Von Markus Decker 31.07.2016, 13:01
Linken-Fraktionschefin Sahra Wagenknecht steht wegen ihrer umstrittenen Äußerung zur Flüchtlingspolitik in der Kritik. 
Linken-Fraktionschefin Sahra Wagenknecht steht wegen ihrer umstrittenen Äußerung zur Flüchtlingspolitik in der Kritik.  dpa

Berlin - Sahra Wagenknecht hat sich am Wochenende ein weiteres Mal verteidigt. „In meine Presseerklärungen werden Dinge reininterpretiert, die ich weder gesagt noch gemeint habe“, sagte die Vorsitzende der Linksfraktion dem Spiegel, fügte indes hinzu: „Es ist auch nicht links, Probleme zu verschweigen.“

Die 47-Jährige hatte nach dem von einem Flüchtling begangenen Selbstmordanschlag von Ansbach gesagt, „dass die Aufnahme und Integration einer großen Zahl von Flüchtlingen und Zuwanderern mit erheblichen Problemen verbunden und schwieriger ist, als Merkels leichtfertiges 'Wir schaffen das' uns im letzten Herbst einreden wollte". Die Kanzlerin müsse dafür sorgen, dass „sich die Menschen in unserem Land wieder sicher fühlen können“.

Wagenknecht äußerte sich sehr schnell und schärfer als die CSU, während alle anderen Parteien außer der rechtspopulistischen AfD die Ansicht vertraten, man dürfe so ein Ereignis nicht parteipolitisch ausschlachten und Flüchtlinge unter Generalverdacht stellen.

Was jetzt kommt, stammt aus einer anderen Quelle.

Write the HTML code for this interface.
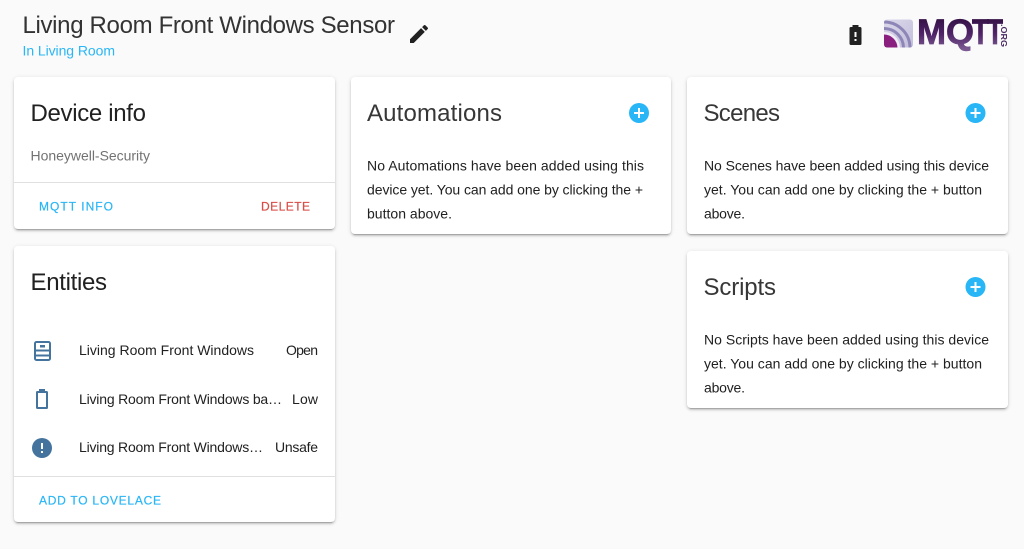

Unter dem Druck ihrer internen Kritiker ruderte Wagenknecht zurück, sprach von „Missverständnissen“ und „Fehlinterpretationen“. Ausgestanden ist die Sache nicht.

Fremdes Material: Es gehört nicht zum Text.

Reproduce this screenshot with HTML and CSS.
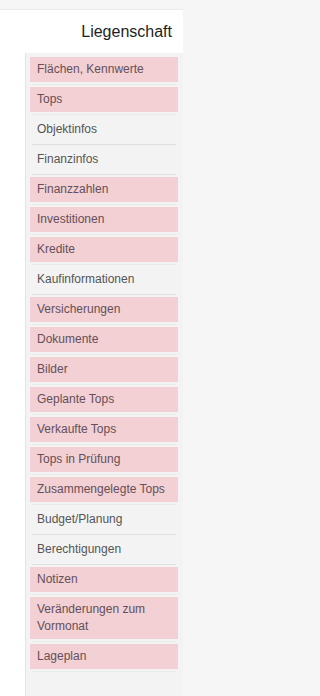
FILE: index.html
```html
<!DOCTYPE html>
<html lang="de">
<head>
<meta charset="utf-8">
<title>Liegenschaft</title>
<link rel="stylesheet" href="styles.css">
</head>
<body>
<div class="sidebar">
  <div class="header">Liegenschaft</div>
  <div class="panel">
    <ul class="menu">
      <li class="on"><span>Flächen, Kennwerte</span></li>
      <li class="on"><span>Tops</span></li>
      <li><span>Objektinfos</span></li>
      <li><span>Finanzinfos</span></li>
      <li class="on"><span>Finanzzahlen</span></li>
      <li class="on"><span>Investitionen</span></li>
      <li class="on"><span>Kredite</span></li>
      <li><span>Kaufinformationen</span></li>
      <li class="on"><span>Versicherungen</span></li>
      <li class="on"><span>Dokumente</span></li>
      <li class="on"><span>Bilder</span></li>
      <li class="on"><span>Geplante Tops</span></li>
      <li class="on"><span>Verkaufte Tops</span></li>
      <li class="on"><span>Tops in Prüfung</span></li>
      <li class="on"><span>Zusammengelegte Tops</span></li>
      <li><span>Budget/Planung</span></li>
      <li><span>Berechtigungen</span></li>
      <li class="on"><span>Notizen</span></li>
      <li class="on"><span>Veränderungen zum Vormonat</span></li>
      <li class="on"><span>Lageplan</span></li>
    </ul>
  </div>
</div>
</body>
</html>
```

FILE: styles.css
```css
html, body {
  margin: 0;
  padding: 0;
}
body {
  background: #f6f6f6;
  padding-top: 9px;
  font-family: "Liberation Sans", Arial, sans-serif;
  height: 696px;
  box-sizing: border-box;
  overflow: hidden;
}
.sidebar {
  width: 183px;
  background: #ffffff;
  display: flex;
  flex-direction: column;
  height: 687px;
}
.header {
  height: 44px;
  box-sizing: border-box;
  padding-right: 11px;
  text-align: right;
  font-size: 16px;
  line-height: 44px;
  color: #1e1e1e;
  border-top: 1px solid #ececec;
}
.panel {
  flex: 1;
  margin-left: 25px;
  background: #f3f3f3;
  border-left: 1px solid #e4e4e4;
  padding: 4px 5px 0 4px;
}
.menu {
  list-style: none;
  margin: 0;
  padding: 0;
}
.menu li {
  padding-bottom: 5px;
  position: relative;
}
.menu li::after {
  content: "";
  position: absolute;
  left: 2px;
  right: 2px;
  bottom: 2px;
  height: 1px;
  background: #dedede;
}
.menu li.on::after {
  background: #e9ece6;
}
.menu li span {
  display: block;
  padding: 4px 6px 4px 7px;
  font-size: 12px;
  line-height: 17px;
  color: #555555;
}
.menu li.on span {
  background: #f2d0d3;
  color: #654f5a;
}
```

Parteichefs distanzieren sich

In linken Führungskreisen ist die Entrüstung einhellig. Die Parteichefs Katja Kipping und Bernd Riexinger distanzierten sich. Von Wagenknechts Co-Vorsitzendem Dietmar Bartsch heißt es, er sei stinksauer und habe ihr „die dunkelgelbe Karte gezeigt“. Bartsch ging auch öffentlich auf Abstand, erstmals in der Amtszeit der beiden. Sein Vorgänger Gregor Gysi riet Wagenknecht: „Vielleicht sollte sie sich jetzt eine Weile zur Flüchtlingsfrage einfach mal nicht äußern.“ Vertreter des linken Parteiflügels wie Ulla Jelpke rückten ebenfalls ab. Viele suchten den Kontakt, telefonisch oder via SMS, um Wagenknecht die Meinung zu sagen. Die reagierte angeblich beeindruckt – und trotzig. In dem Zusammenhang wird darauf verwiesen, dass ihr Mann Oskar Lafontaine ja genauso denke.

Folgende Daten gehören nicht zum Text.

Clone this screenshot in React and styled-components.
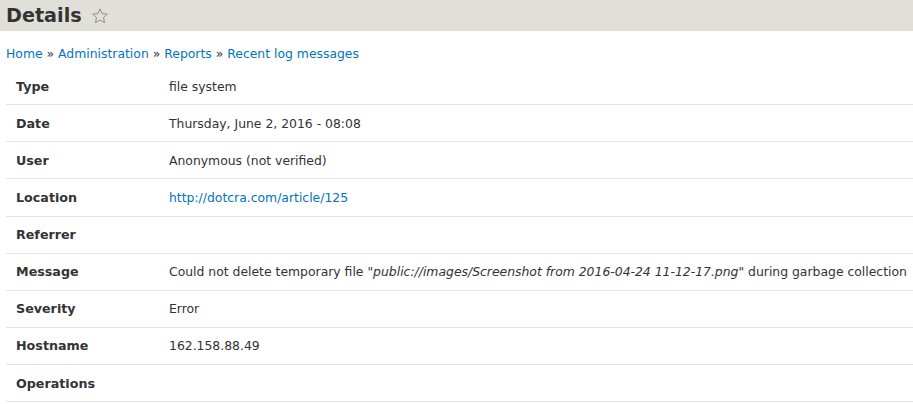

An der linken Basis kursiert der Aufruf „Sahra, es reicht!“ Darin steht: „Wir arbeiten in Initiativen und Bündnissen gegen alte und neue Nazis, stellen uns sogenannten Asylkritikern in den Weg und nehmen in Kauf, dafür angefeindet und angegriffen zu werden. Die Äußerungen von Dir sind ein Schlag ins Gesicht von uns allen. Wir sind der festen Überzeugung, dass eine Linke, die rechts blinkt, nicht mehr auf dem richtigen Kurs ist.“ Den Aufruf haben bis zuletzt 117 Mitglieder unterschrieben.

Kein Sturz geplant

Große Teile der Linken haben das Gefühl, Wagenknecht rücke sie in die Nähe der AfD. Dabei skandiert gerade das linke Lager der Partei bei Parteitagen gerne: „Hoch die internationale Solidarität!“ Hinzu kommt, dass die Fraktion ihrer Vorsitzenden zweimal klar gemacht hat, dass man ihren Kurs nicht teilt – als sie sich für eine Begrenzung des Flüchtlingszuzugs aussprach und mit Blick auf die Silvesterübergriffe in Köln erklärte, kriminelle Asylsuchende hätten ihr „Gastrecht verwirkt“.

Schließlich ist da noch der Umstand, dass mal wieder Landtagswahlen anstehen – diesmal in Mecklenburg-Vorpommern und Berlin. Gerade die Berliner Linke ist in der Flüchtlingsarbeit aktiv. Sie hat aber beschlossen, zu Wagenknecht zu schweigen – wohl wissend, dass Wagenknecht bei potenziellen Wählern viele Sympathien genießt. Sie selbst verweist auf zustimmende E-Mails.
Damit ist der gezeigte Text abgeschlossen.